This is a list of satellite map images with missing or unclear data.  Some locations on free, publicly viewable satellite map services have such issues due to having been intentionally digitally obscured or blurred for various reasons of this. For example, Westchester County, New York asked Google to blur potential terrorism targets (such as an amusement park, a beach, and parking lots) from its satellite imagery.  There are cases where the censorship of certain sites was subsequently removed.  For example, when Google Maps and Google Earth were launched, images of the White House and United States Capitol were blurred out; however, these sites are now uncensored.

Countries engaged with Google Maps
During talks with the Indian government, Google issued a statement saying "Google has been talking and will continue to talk to the Indian government about any security concerns it may have regarding Google Earth." Google agreed to blur images on request of the Indian government.

The Australian government has decided that images of sensitive areas are not a risk, due to poor level of detail.
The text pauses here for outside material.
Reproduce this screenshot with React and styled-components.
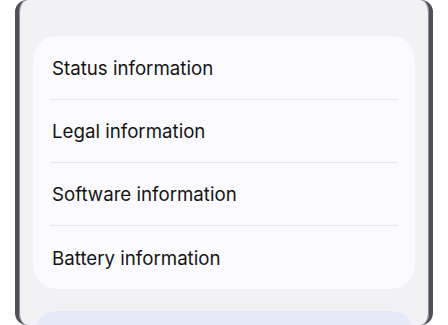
import styled, { createGlobalStyle } from 'styled-components'

const GlobalStyle = createGlobalStyle`
  html, body {
    margin: 0;
    padding: 0;
    background: #ffffff;
    overflow: hidden;
  }
  body {
    font-family: Inter, Roboto, "Noto Sans", "Liberation Sans", sans-serif;
  }
`

const Phone = styled.div`
  margin: 0 15px;
  height: 325px;
  box-sizing: border-box;
  border-left: 4px solid #50505c;
  border-right: 4px solid #50505c;
  border-radius: 12px;
  background: #f2f2f4;
  box-shadow: inset 1px 0 0 #8d8d98, inset -1px 0 0 #8d8d98;
  padding: 36px 14px 0;
  overflow: hidden;
  display: flex;
  flex-direction: column;
  gap: 22px;
`

const Card = styled.div`
  background: ${p => p.$tint || '#fbfbfd'};
  border-radius: 24px;
  padding: 0 17px;
  display: flex;
  flex-direction: column;
  flex-shrink: 0;
  min-height: ${p => p.$minHeight || 'auto'};
`

const Row = styled.div`
  box-sizing: border-box;
  height: 63px;
  display: flex;
  align-items: center;
  padding-left: 2px;
  padding-top: 1px;
  font-size: 18.7px;
  color: #141414;
  & + & {
    border-top: 1px solid #e7e7eb;
  }
  &:last-child {
    height: 64px;
  }
`

const items = [
  'Status information',
  'Legal information',
  'Software information',
  'Battery information',
]

export default function App() {
  return (
    <>
      <GlobalStyle />
      <Phone>
        <Card>
          {items.map(label => (
            <Row key={label}>{label}</Row>
          ))}
        </Card>
        <Card $tint="#e4e9f5" $minHeight="60px" />
      </Phone>
    </>
  )
}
It was reported that in the lead-up to the APEC forum in Sydney held in September 2007 certain key locations in images of the city's central business district, where APEC leaders were meeting, might have been intentionally reduced in resolution; however, Google has indicated that the change was unrelated to APEC, while the NSW police said that they knew nothing about the change in Google's images. Images of the prime minister's official residence, The Lodge have not been blurred. However, images of its roof have been and the entrance to The Lodge is blurred in Google Street View.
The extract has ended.